= Radu Manicatide =

Radu Manicatide (April 17, 1912 – March 18, 2004) was a Romanian engineer and aircraft constructor.

He was born in Iași and grew up in Bucharest, in a house on Luterană Street. In 1926, at age 14, Manicatide built his first plane (the RM-1, a single-seat glider) in his backyard, and flew with it on the street for a few meters. This was followed in 1927 by the RM-2 glider, which he tested at Sinaia. He obtained a pilot license in 1930. From 1931 to 1937 he earned an engineering degree from the University Politehnica of Bucharest, and then pursued his studies at École supérieure des techniques aéronautiques et de construction automobile (ESTACA), in Paris.

In 1932 he constructed his first plane, the RM-4, with a weight of 250 kg and a maximum speed of 85 km/h.
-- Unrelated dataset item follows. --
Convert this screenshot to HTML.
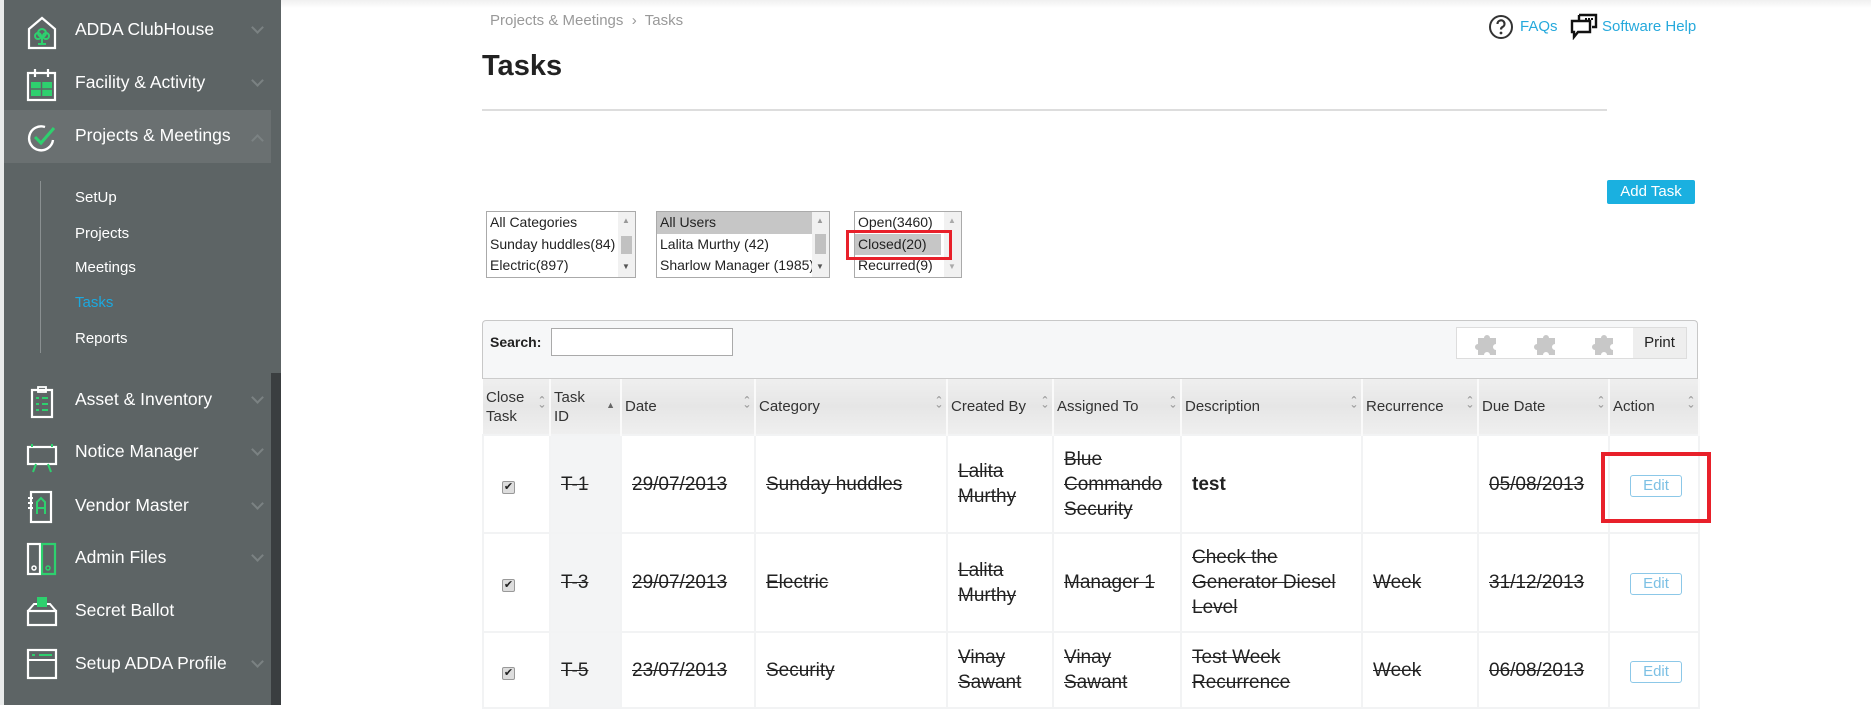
<!DOCTYPE html>
<html><head><meta charset="utf-8">
<style>
*{box-sizing:border-box;margin:0;padding:0}
body{width:1871px;height:705px;overflow:hidden;background:#fff;font-family:"Liberation Sans",sans-serif;position:relative}
.a{position:absolute}
#sb{left:0;top:0;width:281px;height:705px;background:#5d6465}
#strip{left:0;top:0;width:4px;height:705px;background:#e9ebeb}
.mi{position:absolute;left:75px;color:#fff;font-size:17.5px;white-space:nowrap}
.si{position:absolute;left:75px;color:#fff;font-size:15px}
.chev{position:absolute;left:253px;width:9px;height:9px;border-right:2px solid #7b8283;border-bottom:2px solid #7b8283;transform:rotate(45deg)}
.ic{position:absolute;left:26px}
.sel{position:absolute;border:1px solid #aaa;background:#fff;font-size:14px;color:#222;overflow:hidden}
.sel div.o{height:21.5px;line-height:21.5px;padding-left:3px;white-space:nowrap}
.scr{position:absolute;right:0;top:0;bottom:0;width:17px;background:#f1f1f1}
table{border-collapse:collapse;table-layout:fixed;position:absolute;left:482px;top:379px;width:1216px}
th{height:56px;background:linear-gradient(#efefef,#e6e6e6 50%,#efefef);font-weight:normal;text-align:left;font-size:15px;color:#333;padding:0 4px 0 3px;border-right:2px solid #fafafa;position:relative;line-height:19px}
th .s{position:absolute;right:5px;top:18px;color:#999;font-size:13px;line-height:9px;font-weight:bold}
td{border:2px solid #f2f3f4;font-size:19px;color:#222;text-decoration:line-through;padding:0 8px 0 10px;line-height:25px;vertical-align:middle}
td.id{background:#f3f4f5}
.edit{display:inline-block;width:52px;height:22px;border:1px solid #8cc8e8;border-radius:3px;color:#7cc0e4;font-size:15px;line-height:20px;text-align:center;text-decoration:none}
.cb{display:inline-block;width:13px;height:13px;border:1px solid #999;border-radius:2px;background:#ddd;font-size:11px;line-height:11px;text-align:center;text-decoration:none;color:#222}
</style></head><body>
<div id="sb" class="a"></div>
<div id="strip" class="a"></div>
<div class="a" style="left:4px;top:110px;width:267px;height:53px;background:#6a7071"></div>
<div class="a" style="left:271px;top:373px;width:10px;height:332px;background:#3a3e40"></div>
<div class="a" style="left:40px;top:181px;width:1px;height:172px;background:#8a9091"></div>

<svg class="ic" style="top:15px" width="32" height="36" viewBox="0 0 32 36"><path d="M3 14 L16 3 L29 14 V33 H3 Z" fill="none" stroke="#fff" stroke-width="2.2"/><circle cx="16" cy="18" r="4" fill="none" stroke="#2ed06e" stroke-width="2"/><circle cx="12" cy="21" r="3" fill="none" stroke="#2ed06e" stroke-width="2"/><circle cx="20" cy="21" r="3" fill="none" stroke="#2ed06e" stroke-width="2"/><path d="M16 22v6M12 29h8" stroke="#2ed06e" stroke-width="2"/></svg>
<svg class="ic" style="top:68px" width="32" height="34" viewBox="0 0 32 34"><rect x="2" y="5" width="27" height="27" fill="none" stroke="#fff" stroke-width="2.2"/><path d="M9 1v8M22 1v8" stroke="#fff" stroke-width="2.2"/><rect x="5" y="14" width="21" height="14" fill="#2ed06e"/><path d="M15.5 14v14M5 21h21" stroke="#5d6465" stroke-width="1.5"/></svg>
<svg class="ic" style="top:122px" width="32" height="32" viewBox="0 0 32 32"><path d="M27 18 A12 12 0 1 1 19 5" fill="none" stroke="#fff" stroke-width="2.4"/><path d="M9 15 L15 21 L28 6" fill="none" stroke="#2ed06e" stroke-width="3"/></svg>
<svg class="ic" style="top:385px" width="32" height="34" viewBox="0 0 32 34"><rect x="6" y="5" width="20" height="27" fill="none" stroke="#fff" stroke-width="2.2"/><rect x="12" y="2" width="8" height="5" fill="none" stroke="#fff" stroke-width="1.8"/><path d="M10 13h3M16 13h6M10 19h3M16 19h6M10 25h3M16 25h6" stroke="#2ed06e" stroke-width="2"/></svg>
<svg class="ic" style="top:442px" width="34" height="32" viewBox="0 0 34 32"><rect x="2" y="5" width="28" height="17" fill="none" stroke="#fff" stroke-width="2.2"/><path d="M6 2v3M26 2v3M10 22l-3 8M22 22l3 8" stroke="#2ed06e" stroke-width="2"/></svg>
<svg class="ic" style="top:490px" width="32" height="34" viewBox="0 0 32 34"><rect x="5" y="2" width="20" height="30" fill="none" stroke="#fff" stroke-width="2.2"/><path d="M2 8h5M2 13h5M2 18h5" stroke="#fff" stroke-width="2"/><path d="M11 24V12l4-4 4 4v12M11 18h8" fill="none" stroke="#2ed06e" stroke-width="2"/></svg>
<svg class="ic" style="top:542px" width="34" height="34" viewBox="0 0 34 34"><rect x="2" y="2" width="12" height="30" fill="none" stroke="#fff" stroke-width="2.2"/><circle cx="8" cy="26" r="2" fill="none" stroke="#fff" stroke-width="1.5"/><rect x="16" y="2" width="13" height="30" fill="none" stroke="#2ed06e" stroke-width="2.2"/><circle cx="22" cy="26" r="2" fill="none" stroke="#2ed06e" stroke-width="1.5"/></svg>
<svg class="ic" style="top:594px" width="32" height="34" viewBox="0 0 32 34"><rect x="2" y="17" width="28" height="14" fill="none" stroke="#fff" stroke-width="2.2"/><path d="M2 17l6-7h16l6 7" fill="none" stroke="#fff" stroke-width="2"/><rect x="11" y="3" width="10" height="10" fill="#2ed06e"/></svg>
<svg class="ic" style="top:647px" width="32" height="34" viewBox="0 0 32 34"><rect x="2" y="3" width="28" height="28" fill="none" stroke="#fff" stroke-width="2.2"/><path d="M2 13h28" stroke="#fff" stroke-width="2"/><path d="M6 8h3M13 8h13" stroke="#2ed06e" stroke-width="2"/></svg>

<div class="mi" style="top:19px">ADDA ClubHouse</div>
<div class="mi" style="top:72px">Facility &amp; Activity</div>
<div class="mi" style="top:125px">Projects &amp; Meetings</div>
<div class="si" style="top:189px">SetUp</div>
<div class="si" style="top:225px">Projects</div>
<div class="si" style="top:259px">Meetings</div>
<div class="si" style="top:294px;color:#1ba9e0">Tasks</div>
<div class="si" style="top:330px">Reports</div>
<div class="mi" style="top:389px">Asset &amp; Inventory</div>
<div class="mi" style="top:441px">Notice Manager</div>
<div class="mi" style="top:495px">Vendor Master</div>
<div class="mi" style="top:547px">Admin Files</div>
<div class="mi" style="top:600px">Secret Ballot</div>
<div class="mi" style="top:653px">Setup ADDA Profile</div>
<div class="chev" style="top:23px"></div>
<div class="chev" style="top:76px"></div>
<div class="chev" style="top:136px;transform:rotate(225deg)"></div>
<div class="chev" style="top:393px"></div>
<div class="chev" style="top:445px"></div>
<div class="chev" style="top:499px"></div>
<div class="chev" style="top:551px"></div>
<div class="chev" style="top:657px"></div>

<div class="a" style="left:281px;top:0;width:1590px;height:8px;background:linear-gradient(#f0f0f0,#fff)"></div>
<div class="a" style="left:490px;top:12px;font-size:15px;color:#999">Projects &amp; Meetings &nbsp;›&nbsp; Tasks</div>
<div class="a" style="left:482px;top:50px;font-size:29px;font-weight:bold;color:#222">Tasks</div>
<div class="a" style="left:482px;top:109px;width:1125px;height:2px;background:#ddd"></div>
<svg class="a" style="left:1488px;top:14px" width="26" height="26" viewBox="0 0 26 26"><circle cx="13" cy="13" r="11" fill="none" stroke="#333" stroke-width="2"/><path d="M9.5 10a3.5 3.5 0 1 1 5 3c-1.2.6-1.5 1.3-1.5 2.5" fill="none" stroke="#333" stroke-width="2.2"/><circle cx="13" cy="19" r="1.4" fill="#333"/></svg>
<div class="a" style="left:1520px;top:18px;font-size:15px;color:#26a9dc">FAQs</div>
<svg class="a" style="left:1570px;top:13px" width="28" height="27" viewBox="0 0 28 27"><path d="M9 2h17v12h-4M9 2v5" fill="none" stroke="#111" stroke-width="2.4"/><path d="M2 8h18v11H8l-4 5v-5H2z" fill="#fff" stroke="#111" stroke-width="2.4"/><path d="M15 6h2M18 6h2M21 6h2" stroke="#111" stroke-width="2"/></svg>
<div class="a" style="left:1602px;top:18px;font-size:15px;color:#26a9dc">Software Help</div>
<div class="a" style="left:1607px;top:180px;width:88px;height:24px;background:#1ab0e0;border-radius:2px;color:#fff;font-size:15px;line-height:24px;text-align:center">Add Task</div>

<div class="sel" style="left:486px;top:211px;width:150px;height:67px">
<div class="o">All Categories</div><div class="o">Sunday huddles(84)</div><div class="o">Electric(897)</div>
<div class="scr"><div style="position:absolute;left:3px;top:24px;width:11px;height:18px;background:#c1c1c1"></div><div style="position:absolute;left:4px;top:4px;font-size:8px;color:#999">▲</div><div style="position:absolute;left:4px;top:50px;font-size:8px;color:#555">▼</div></div></div>
<div class="sel" style="left:656px;top:211px;width:174px;height:67px">
<div class="o" style="background:#c6c6c6;margin-right:17px">All Users</div><div class="o">Lalita Murthy (42)</div><div class="o">Sharlow Manager (1985)</div>
<div class="scr"><div style="position:absolute;left:3px;top:22px;width:11px;height:20px;background:#c1c1c1"></div><div style="position:absolute;left:4px;top:4px;font-size:8px;color:#999">▲</div><div style="position:absolute;left:4px;top:50px;font-size:8px;color:#555">▼</div></div></div>
<div class="sel" style="left:854px;top:211px;width:108px;height:67px">
<div class="o">Open(3460)</div><div class="o" style="background:#c6c6c6;margin-right:20px">Closed(20)</div><div class="o">Recurred(9)</div>
<div class="scr"><div style="position:absolute;left:4px;top:4px;font-size:8px;color:#aaa">▲</div><div style="position:absolute;left:4px;top:50px;font-size:8px;color:#aaa">▼</div></div></div>
<div class="a" style="left:846px;top:230px;width:106px;height:30px;border:3px solid #e8202a"></div>

<div class="a" style="left:482px;top:320px;width:1216px;height:59px;background:#f6f7f8;border:1px solid #c8c8c8;border-bottom:1px solid #ccc;border-radius:4px 4px 0 0"></div>
<div class="a" style="left:490px;top:334px;font-size:14px;font-weight:bold;color:#222">Search:</div>
<div class="a" style="left:551px;top:328px;width:182px;height:28px;border:1px solid #aaa;background:#fff"></div>
<div class="a" style="left:1456px;top:327px;width:231px;height:32px;background:#fff;border:1px solid #ddd"></div>
<svg class="a" style="left:1474px;top:332px" width="200" height="24" viewBox="0 0 200 24"><g fill="#c8c8c8"><path id="pz" d="M4 6h6a3 3 0 1 1 6 0h6v6a3 3 0 1 0 0 6v5h-6a3 3 0 1 0-6 0H4v-5a3 3 0 1 1 0-6z"/><use href="#pz" x="59"/><use href="#pz" x="117"/></g></svg>
<div class="a" style="left:1633px;top:328px;width:53px;height:30px;background:#eee;font-size:15px;color:#222;line-height:30px;text-align:center">Print</div>

<table>
<colgroup><col style="width:67px"><col style="width:71px"><col style="width:134px"><col style="width:192px"><col style="width:106px"><col style="width:128px"><col style="width:181px"><col style="width:116px"><col style="width:131px"><col style="width:90px"></colgroup>
<tr><th>Close<br>Task<span class="s">ˆ<br>ˇ</span></th><th>Task<br>ID<span class="s" style="color:#666;top:22px;font-size:9px">▲</span></th><th>Date<span class="s">ˆ<br>ˇ</span></th><th>Category<span class="s">ˆ<br>ˇ</span></th><th>Created By<span class="s">ˆ<br>ˇ</span></th><th>Assigned To<span class="s">ˆ<br>ˇ</span></th><th>Description<span class="s">ˆ<br>ˇ</span></th><th>Recurrence<span class="s">ˆ<br>ˇ</span></th><th>Due Date<span class="s">ˆ<br>ˇ</span></th><th>Action<span class="s">ˆ<br>ˇ</span></th></tr>
<tr style="height:98px"><td style="padding-left:18px"><span class="cb">✔</span></td><td class="id">T-1</td><td>29/07/2013</td><td>Sunday huddles</td><td>Lalita Murthy</td><td>Blue Commando Security</td><td style="text-decoration:none;font-weight:bold">test</td><td></td><td>05/08/2013</td><td style="padding-left:20px"><span class="edit">Edit</span></td></tr>
<tr style="height:99px"><td style="padding-left:18px"><span class="cb">✔</span></td><td class="id">T-3</td><td>29/07/2013</td><td>Electric</td><td>Lalita Murthy</td><td>Manager 1</td><td>Check the Generator Diesel Level</td><td>Week</td><td>31/12/2013</td><td style="padding-left:20px"><span class="edit">Edit</span></td></tr>
<tr style="height:76px"><td style="padding-left:18px"><span class="cb">✔</span></td><td class="id">T-5</td><td>23/07/2013</td><td>Security</td><td>Vinay Sawant</td><td>Vinay Sawant</td><td>Test Week Recurrence</td><td>Week</td><td>06/08/2013</td><td style="padding-left:20px"><span class="edit">Edit</span></td></tr>
</table>
<div class="a" style="left:1601px;top:452px;width:110px;height:71px;border:4px solid #e8202a"></div>
</body></html>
This was followed in 1935 by the RM-5 plane, with a maximum speed of 120 km/h and the RM-7 plane, with a maximum speed of 135 km/h.

In 1939, he started working at Industria Aeronautică Română (IAR), in Brașov. There, he contributed to the design of the IAR 27, IAR-37, and IAR-80 aircraft, and in the production under license of the IAR 79 (with Savoia-Marchetti, Italy) and Bf 109 (with Messerschmitt, Germany) fighter aircraft.

Manicatide also directed the development of IAR-813, IAR-818H, and IAR 823 airplanes. In 1945, he designed the M.R. car.

In 2002, he was awarded by President Ion Iliescu the Order of the Star of Romania, Knight class. He died in Bucharest in 2004 and was buried in the city's Bellu Cemetery.